Merci, ça fait du bien à entendre (à lire…) !

« qui ne fait aucune erreur » — Bruno Marmier

Personne n’a rien affirmé de tel ! Et nommez-moi un pays sur la terre entière et même dans les profondeurs de l’univers où les gouvernements ne font pas d’erreurs, UN SEUL ! Comme je me plaisais à le faire remarquer à deux de vos semblables : « Là où il y a de l’homme, il y a de l’hommerie ! ».

« […] qui est victime de tous les complots, » — Bruno Marmier

Vous semblez insinuer que ce ne serait pas le cas alors que les multiples complots des ennemis de tout horizon de la révolution bolivarienne sont véridiques, vérifiables et indéniables.

« est-il incapable de lutter contre la corruption ? » — Bruno Marmier

Et si vous vous contentiez de balayer devant votre porte ? Comment se porte la corruption dans votre pays occicon ? J’imagine que vous ignorez que dans les dernières années, plusieurs mesures ont été prises pour combattre plus efficacement la corruption et que des dizaines d’arrestations et de condamnations ont eu lieu ?

« M. Chavez n’avait-il pas promis d’en finir avec ce fléau ? » — Bruno Marmier

Sources ? Et je vous ferai remarquer qu’Hugo Chávez est décédé en mars 2013 et que depuis, depuis 2015 en fait, les opposants de droite et d’extrême droite sont majoritaires à l’Assemblée nationale et à part crier à la dictature dans les médias, à part quémander l’imposition de sanctions et de blocus contre leur propre pays et même une intervention militaire dans les cas les plus extrêmes, qu’ont-ils fait de CONCRET pour réellement aidé le Venezuela à sortir de la crise dont la population fait face courageusement ? (Pourquoi ai-je toujours l’impression de me répéter, de me répéter, de me répéter et de me re-répéter ?)

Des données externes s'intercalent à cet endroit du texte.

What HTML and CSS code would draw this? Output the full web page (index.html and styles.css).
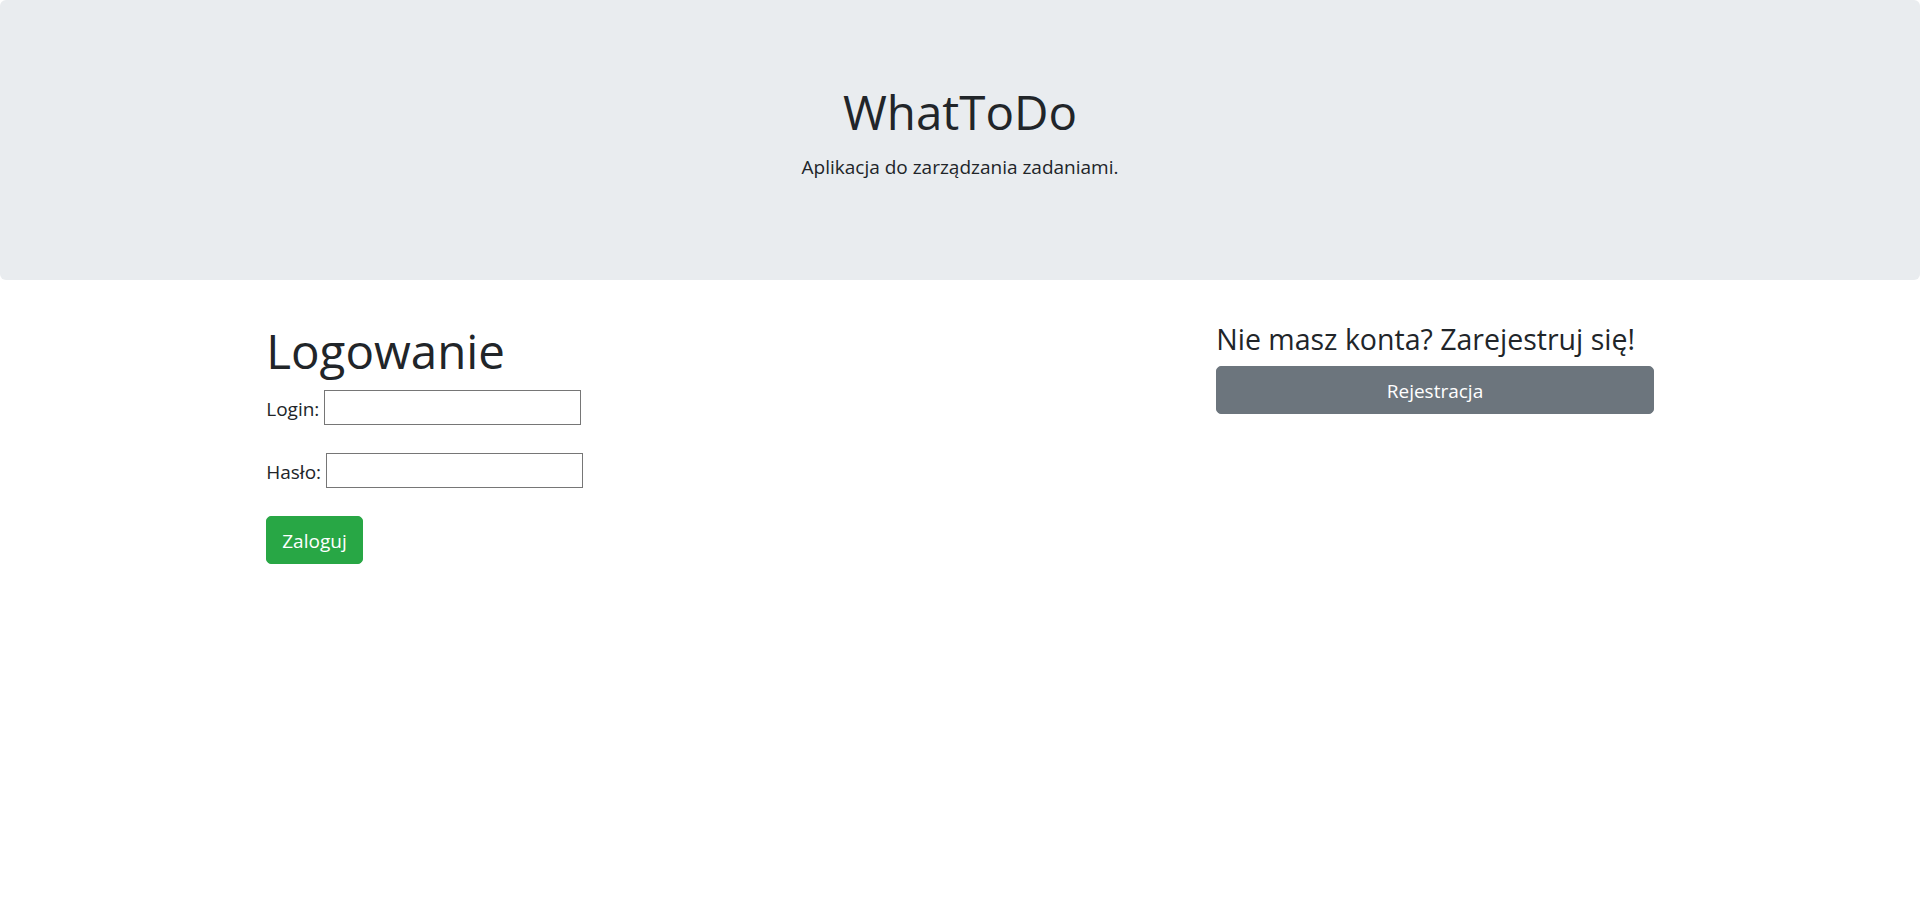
FILE: index.html
```html
<!DOCTYPE html>
<html lang="pl">
<head>
<meta charset="utf-8">
<title>WhatToDo</title>
<link rel="stylesheet" href="styles.css">
</head>
<body>
<header class="jumbotron">
  <h1 class="title">WhatToDo</h1>
  <p class="lead-text">Aplikacja do zarządzania zadaniami.</p>
</header>
<main class="container">
  <div class="row">
    <section class="col-left">
      <h1 class="heading">Logowanie</h1>
      <form class="login-form">
        <div class="field"><label for="login">Login:</label><input id="login" type="text"></div>
        <div class="field"><label for="haslo">Hasło:</label><input id="haslo" type="password"></div>
        <button type="button" class="btn btn-success">Zaloguj</button>
      </form>
    </section>
    <section class="col-right">
      <h4 class="subheading">Nie masz konta? Zarejestruj się!</h4>
      <button type="button" class="btn btn-secondary btn-block">Rejestracja</button>
    </section>
  </div>
</main>
</body>
</html>
```

FILE: styles.css
```css
html {
  font-size: 20px;
}
* {
  box-sizing: border-box;
}
body {
  margin: 0;
  font-family: "Open Sans", "Noto Sans", sans-serif;
  font-size: 19px;
  line-height: 30px;
  color: #212529;
  background: #fff;
}
.jumbotron {
  background: #e9ecef;
  border-radius: 6px;
  padding: 82px 40px 78px;
  margin-bottom: 40px;
  text-align: center;
}
.title {
  margin: 0 0 10px;
  font-size: 47.5px;
  font-weight: 400;
  line-height: 60px;
}
.lead-text {
  margin: 0 0 20px;
}
.container {
  max-width: 1425px;
  margin: 0 auto;
  padding: 0 18.75px;
}
.row {
  display: flex;
  margin: 0 -18.75px;
}
.col-left {
  flex: 0 0 66.6667%;
  padding: 0 18.75px;
}
.col-right {
  flex: 0 0 33.3333%;
  padding: 0 18.75px;
}
.heading {
  margin: 0 0 10px;
  padding-top: 2px;
  font-size: 47.5px;
  font-weight: 400;
  line-height: 58px;
}
.subheading {
  margin: 0 0 10px;
  padding-top: 2px;
  font-size: 28.5px;
  font-weight: 400;
  line-height: 34px;
}
.login-form {
  display: flex;
  flex-direction: column;
  align-items: flex-start;
  gap: 28px;
}
.field {
  display: flex;
  align-items: center;
  gap: 5px;
}
.field label {
  padding-top: 3px;
}
.field input {
  width: 257px;
  height: 35px;
  border: 1px solid #767676;
  border-radius: 0;
  padding: 2px 3px;
  font: inherit;
  background: #fff;
}
.btn {
  display: inline-block;
  font-family: inherit;
  font-size: 19px;
  line-height: 30px;
  padding: 9px 15px 7px;
  border: 1px solid transparent;
  border-radius: 5px;
  color: #fff;
  cursor: pointer;
  text-align: center;
}
.btn-success {
  background: #28a745;
  border-color: #28a745;
}
.btn-secondary {
  background: #6c757d;
  border-color: #6c757d;
}
.btn-block {
  display: block;
  width: 100%;
}
```
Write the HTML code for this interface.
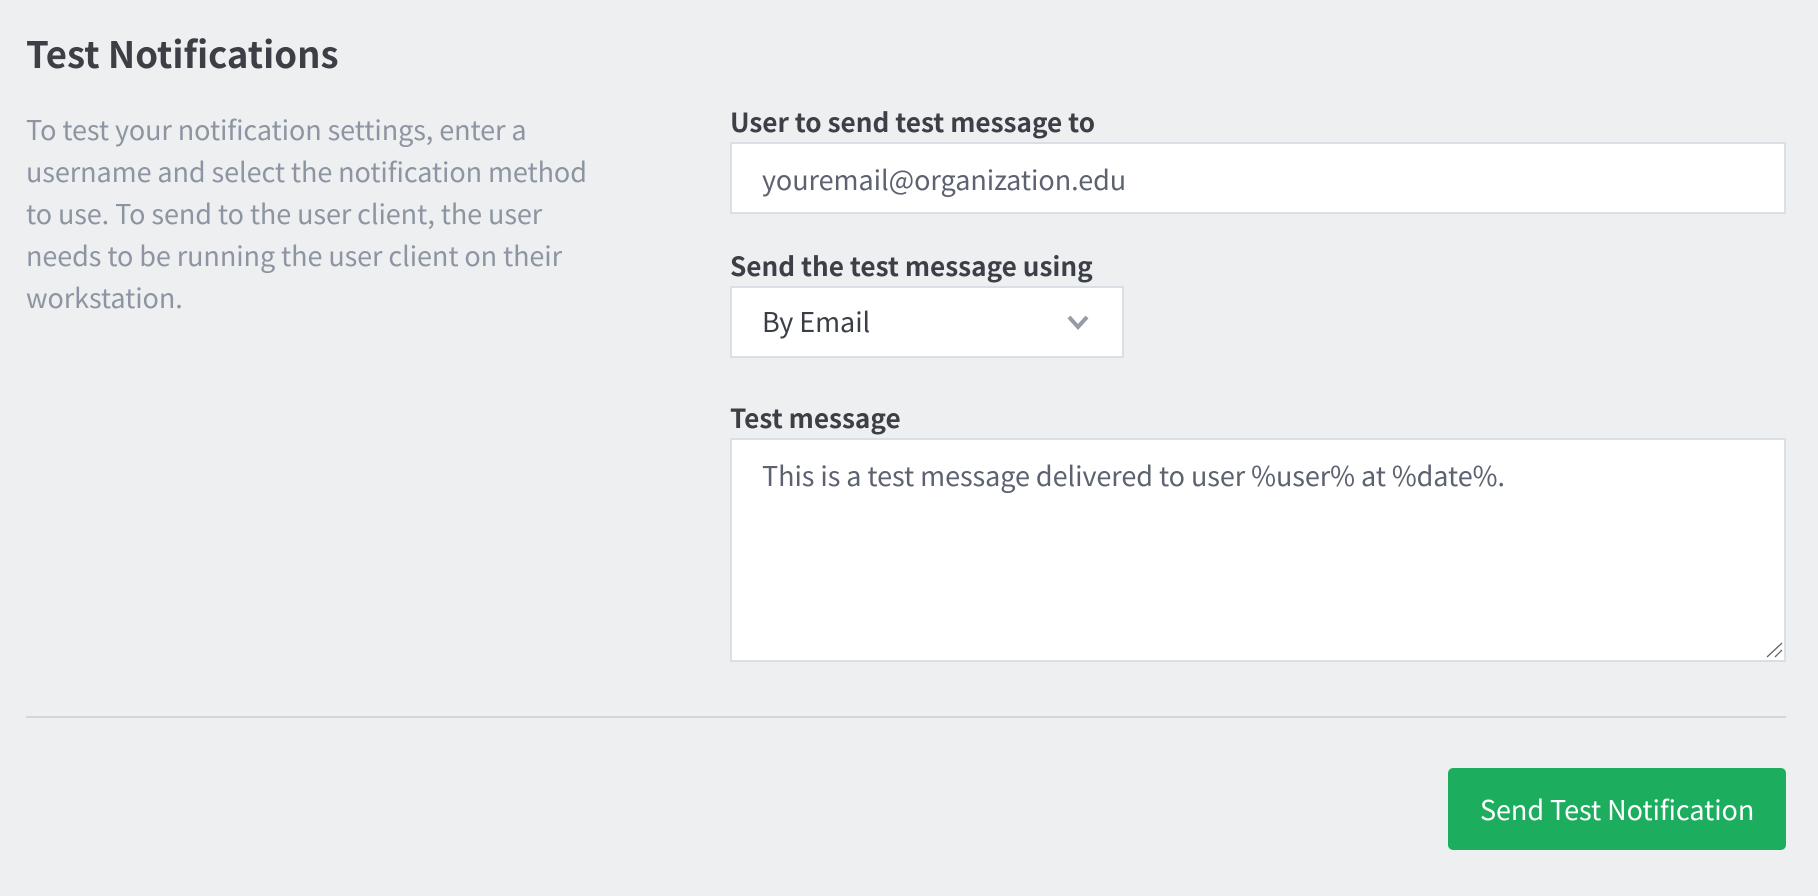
<!DOCTYPE html>
<html lang="en">
<head>
<meta charset="utf-8">
<title>Test Notifications</title>
<style>
html,body{margin:0;padding:0;width:1818px;height:896px;overflow:hidden;background:#eeeff1;}
body{position:relative;font-family:"Noto Sans CJK JP","Liberation Sans",sans-serif;}
.t{position:absolute;white-space:nowrap;line-height:40px;}
.box{position:absolute;box-sizing:border-box;background:#fff;border:2px solid #d8dfe6;}
.title{left:26px;top:33px;font-size:36.5px;font-weight:700;color:#3c4046;}
.p{left:26px;font-size:27px;letter-spacing:-.08px;color:#8c95a1;}
.l{left:730px;font-size:26.15px;font-weight:700;color:#3c4046;}
.v{font-size:27px;letter-spacing:-.06px;color:#5c6270;}
</style>
</head>
<body>
<div class="t title">Test Notifications</div>
<div class="t p" style="top:109px">To test your notification settings, enter a</div>
<div class="t p" style="top:151px">username and select the notification method</div>
<div class="t p" style="top:193px">to use. To send to the user client, the user</div>
<div class="t p" style="top:235px">needs to be running the user client on their</div>
<div class="t p" style="top:277px">workstation.</div>

<div class="t l" style="top:101px">User to send test message to</div>
<div class="box" style="left:730px;top:142px;width:1056px;height:72px"></div>
<div class="t v" style="left:762px;top:159px">youremail@organization.edu</div>

<div class="t l" style="top:245px">Send the test message using</div>
<div class="box" style="left:730px;top:286px;width:394px;height:72px"></div>
<div class="t v" style="left:762px;top:301px;color:#3a3f47">By Email</div>
<svg style="position:absolute;left:1066px;top:314px" width="24" height="18" viewBox="0 0 24 18"><path d="M3 3 L12 13 L21 3" fill="none" stroke="#959ca8" stroke-width="4"/></svg>

<div class="t l" style="top:397px">Test message</div>
<div class="box" style="left:730px;top:438px;width:1056px;height:224px"></div>
<div class="t v" style="left:762px;top:455px">This is a test message delivered to user %user% at %date%.</div>
<svg style="position:absolute;left:1764px;top:640px" width="20" height="20" viewBox="0 0 20 20"><path d="M3 17 L18 3 M11 17 L18 10" fill="none" stroke="#666" stroke-width="1.3"/></svg>

<div style="position:absolute;left:26px;top:716px;width:1760px;height:2px;background:#d2d5da"></div>

<div style="position:absolute;left:1448px;top:768px;width:338px;height:82px;background:#1cae5e;border-radius:5px"></div>
<div class="t" style="left:1480px;top:789px;font-size:27px;letter-spacing:-.06px;color:#fff">Send Test Notification</div>
</body>
</html>
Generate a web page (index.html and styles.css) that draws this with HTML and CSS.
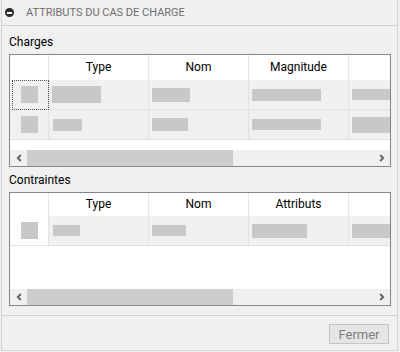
FILE: index.html
```html
<!DOCTYPE html>
<html>
<head>
  <title>Attributs du cas de charge</title>
  <link rel="stylesheet" href="styles.css">
</head>
<body>
  <div class="dialog">
    <div class="titlebar">
      <span class="collapse"></span>
      <span class="title">ATTRIBUTS DU CAS DE CHARGE</span>
    </div>

    <div class="content">
      <div class="label">Charges</div>
      <div class="grid grid-charges">
        <div class="row head">
          <div class="cell c0"></div>
          <div class="cell">Type</div>
          <div class="cell">Nom</div>
          <div class="cell">Magnitude</div>
          <div class="cell"></div>
        </div>
        <div class="row data">
          <div class="cell c0 focus"><span class="box"></span></div>
          <div class="cell"><span class="bar" style="width:49px;height:17px"></span></div>
          <div class="cell"><span class="bar" style="width:38px;height:14px"></span></div>
          <div class="cell"><span class="bar" style="width:69px;height:12px"></span></div>
          <div class="cell"><span class="bar" style="width:60px;height:11px"></span></div>
        </div>
        <div class="row data">
          <div class="cell c0"><span class="box"></span></div>
          <div class="cell"><span class="bar bar-in" style="width:29px;height:12px"></span></div>
          <div class="cell"><span class="bar" style="width:36px;height:13px"></span></div>
          <div class="cell"><span class="bar" style="width:69px;height:11px"></span></div>
          <div class="cell"><span class="bar" style="width:60px;height:16px"></span></div>
        </div>
        <div class="spacer"></div>
        <div class="hscroll">
          <span class="arrow"><svg width="16" height="16" viewBox="0 0 16 16"><path d="M9.8 5 L6.8 8 L9.8 11" fill="none" stroke="#5f5f5f" stroke-width="1.8"/></svg></span>
          <span class="thumb"></span>
          <span class="track"></span>
          <span class="arrow"><svg width="16" height="16" viewBox="0 0 16 16"><path d="M6.2 5 L9.2 8 L6.2 11" fill="none" stroke="#5f5f5f" stroke-width="1.8"/></svg></span>
        </div>
      </div>

      <div class="label label-next">Contraintes</div>
      <div class="grid grid-constraints">
        <div class="row head head-sm">
          <div class="cell c0"></div>
          <div class="cell">Type</div>
          <div class="cell">Nom</div>
          <div class="cell">Attributs</div>
          <div class="cell"></div>
        </div>
        <div class="row data">
          <div class="cell c0 plain"><span class="box"></span></div>
          <div class="cell"><span class="bar bar-in" style="width:27px;height:11px"></span></div>
          <div class="cell"><span class="bar" style="width:34px;height:11px"></span></div>
          <div class="cell"><span class="bar" style="width:55px;height:14px"></span></div>
          <div class="cell"><span class="bar" style="width:60px;height:14px"></span></div>
        </div>
        <div class="spacer"></div>
        <div class="hscroll">
          <span class="arrow"><svg width="16" height="16" viewBox="0 0 16 16"><path d="M9.8 5 L6.8 8 L9.8 11" fill="none" stroke="#5f5f5f" stroke-width="1.8"/></svg></span>
          <span class="thumb"></span>
          <span class="track"></span>
          <span class="arrow"><svg width="16" height="16" viewBox="0 0 16 16"><path d="M6.2 5 L9.2 8 L6.2 11" fill="none" stroke="#5f5f5f" stroke-width="1.8"/></svg></span>
        </div>
      </div>
    </div>

    <div class="footer">
      <button class="btn" disabled>Fermer</button>
    </div>
  </div>
</body>
</html>
```

FILE: styles.css
```css
body {
  margin: 0;
  background: #f0f0f0;
  color: #000;
  font-family: Roboto, "Liberation Sans", sans-serif;
  font-size: 12px;
}

.dialog {
  box-sizing: border-box;
  width: 397px;
  height: 351px;
  margin-left: 1px;
  border: 1px solid #d4d4d4;
  border-top: none;
  display: flex;
  flex-direction: column;
}

/* title bar */
.titlebar {
  height: 25px;
  flex: none;
  border-bottom: 1px solid #d0d0d0;
  display: flex;
  align-items: center;
  padding-left: 3px;
  gap: 12px;
}

.collapse {
  width: 9px;
  height: 9px;
  border-radius: 50%;
  background: #2b2b2b;
  display: flex;
  align-items: center;
  justify-content: center;
}

.collapse::after {
  content: "";
  width: 5px;
  height: 2px;
  background: #fff;
}

.title {
  color: #6e6e6e;
  font-size: 11px;
}

/* content */
.content {
  flex: 1;
  padding: 8px 6px 0 7px;
}

.label {
  line-height: 16px;
  margin-bottom: 4px;
}

.label-next { margin-top: 5px; }

.grid {
  box-sizing: border-box;
  border: 1px solid #828790;
  background: #fff;
  display: flex;
  flex-direction: column;
  overflow: hidden;
}

.grid-charges { height: 113px; }
.grid-constraints { height: 114px; }

.row {
  display: flex;
  flex: none;
}

.cell {
  flex: none;
  box-sizing: border-box;
  width: 100px;
  display: flex;
  align-items: center;
  padding-left: 3px;
  border-right: 1px solid #e5e5e5;
}

.c0 {
  width: 39px;
  padding: 0;
  justify-content: center;
}

.head { height: 25px; }
.head-sm { height: 23px; }

.head .cell {
  justify-content: center;
  padding: 0 0 2px;
}

.data {
  box-sizing: border-box;
  height: 30px;
  background: #f0f0f0;
  border-bottom: 1px solid #e2e2e2;
}

.data .cell { border-right-color: #e2e2e2; }

.plain { background: #fff; }

.focus { position: relative; }

.focus::before {
  content: "";
  position: absolute;
  top: 0;
  bottom: -1px;
  left: 2px;
  right: -1px;
  border: 1px dotted #555;
}

.box {
  width: 17px;
  height: 17px;
  background: #c8c8c8;
}

.bar {
  flex: none;
  background: #c8c8c8;
}

.bar-in { margin-left: 1px; }

.spacer { flex: 1; }

/* horizontal scrollbar */
.hscroll {
  height: 16px;
  flex: none;
  display: flex;
  background: #f0f0f0;
}

.arrow {
  width: 17px;
  display: flex;
  align-items: center;
  justify-content: center;
}

.thumb {
  width: 206px;
  background: #cdcdcd;
}

.track { flex: 1; }

/* footer */
.footer {
  height: 35px;
  flex: none;
  border-top: 1px solid #d0d0d0;
  display: flex;
  justify-content: flex-end;
  align-items: flex-start;
  padding: 8px 8px 0 0;
  box-sizing: border-box;
}

.btn {
  width: 60px;
  height: 20px;
  padding: 0;
  border: 1px solid #c4c4c4;
  background: #e5e5e5;
  color: #7d7d7d;
  font-family: Roboto, "Liberation Sans", sans-serif;
  font-size: 13px;
}
```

« Où sont passés les milliards de revenus issus de la manne pétrolière ? » — Bruno Marmier

Contrer la pauvreté et la pauvreté extrême ?
Diminuer la mortalité infantile et augmenter l’espérance de vie ?
Augmenter le nombre de médecin par tête de pipe ?
Construire des hôpitaux, cliniques en tout genre et entretenir le réseau existant ?
Construire des routes et entretenir le réseau routier existant ?
Étendre le réseau électrique et entretenir le réseau existant ?
Éradiquer l’analphabétisme ?
Financer la création de médias communautaires de proximité (journaux, radios et télés) ?
Construire des écoles et universités et augmenter le niveau de scolarité de la population ?
Construire des millions et des millions de logements sociaux ?
Et des centaines et centaines d’autres services à la population ?
Rembourser la dette (73 milliards 359 millions de dollars remboursés ces quatre dernières années) ?
Réparer les pots cassés qui se chiffre en milliards à chaque tentative de coup d’état et/ou chaque fois que les gourous de droite et l’extrême droite refusent les résultats électoraux et incitent leurs adeptes à descendre dans la rue pour mettre le pays à feu et à sang (réseau électrique vandalisé, cliniques médicales et autres édifices gouvernementaux saccagés et incendiés, etc.) ?

23/08/2018 22:15 par Assimbonanga

Voici un reportage diffusé hier sur France 2 au JT de 20h. Bon courage ! Ça coupe un peu les pattes. Durée 1,30 minute. Titre : VENEZUELA, UN EXODE MASSIF : https://www.francetvinfo.fr/monde/europe/migrants/venezuela-un-exode-massif_2906843.html
Et merci aux auteurs du GS s’ils veulent bien apporter leur avis sur ce reportage.